The death of the man who had to wait almost a year for his lung cancer operation wasn’t the only shocking medical news of the week. Sonline, a local online paper in Somogy County, reported on Wednesday that István Seres of Nagyatád couldn’t wait for the operation they promised him for September. The man had a large blood clot in his leg which was unbearably painful. He has had health problems all his life and has been in and out of hospitals, so he is quite knowledgeable medically. He knew that the blood clot could move to his lungs or heart, a potentially life-threatening situation. He was also worried that since his leg had been feeling numb, it might eventually have to be amputated. He obviously knew his way around the medical system because he managed to tell his worries to the deputy director of the hospital, who “arranged that they would give [him] an immediate appointment at the vascular surgery section of the hospital.” Otherwise, he would have had to wait for weeks for an appointment. He was called in for an ultrasound and was told that he will be operated on sometime in September. All that took place in mid-June. But by the end of July he was in such pain that he no longer could stand it. Since three years ago he had a blood clot in his leg removed, he had a sense of the procedure. He decided to operate on himself. He managed to remove a clot one cm wide and six-seven mm long. A video of the operation can be seen here–if you’re older than eighteen and have the stomach for such things.

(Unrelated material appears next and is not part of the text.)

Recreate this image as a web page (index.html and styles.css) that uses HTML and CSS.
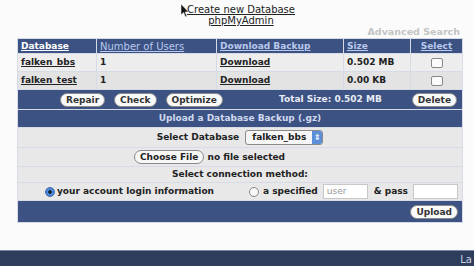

As you can imagine, the Mór Kaposi Hospital in Kaposvár wasn’t terribly happy about Seres’s DIY operation. First, the spokesman for the hospital told reporters that the hospital is not allowed to say anything about the condition of a patient, but a few sentences later he claimed that Seres’s condition hadn’t required immediate intervention. Here again the problem was similar to the case of the man with lung cancer–a dangerously long wait. Seres might have gone too far when he decided to operate on himself, but his act shows Hungarian patients’ helplessness in the face of a system that is becoming increasingly dysfunctional and at times uncaring. I don’t understand why the doctors didn’t try using some kind of medication that dissolves blood clots. Or, if that treatment was not appropriate in Seres’s case, indeed immediate surgery would have been in order. A good summary of blood clots and their treatment can be found on the website of the American Society of Hematology.
Mind you, Seres must be a difficult patient. A year ago, in the middle of winter, he walked out of the hospital in his pajamas because there was no ambulance to take him home. He wanted to show that there are serious problems with the ambulatory service. In fact, our man was correct. A lot of people die for no good reason just because the ambulance doesn’t arrive for hours. Or because, instead of taking the patient to the appropriate hospital, the ambulance driver goes from hospital to hospital in Budapest because one after the other refuses to take the patient.
Like practically everything else in Hungary, there is a huge gap between the care the well-off and well-connected receive and the care afforded to ordinary or, even worse, poor Hungarian citizens. Healthcare might be a state enterprise, but not all citizens are equal in the eyes of the state when it comes to medical treatment.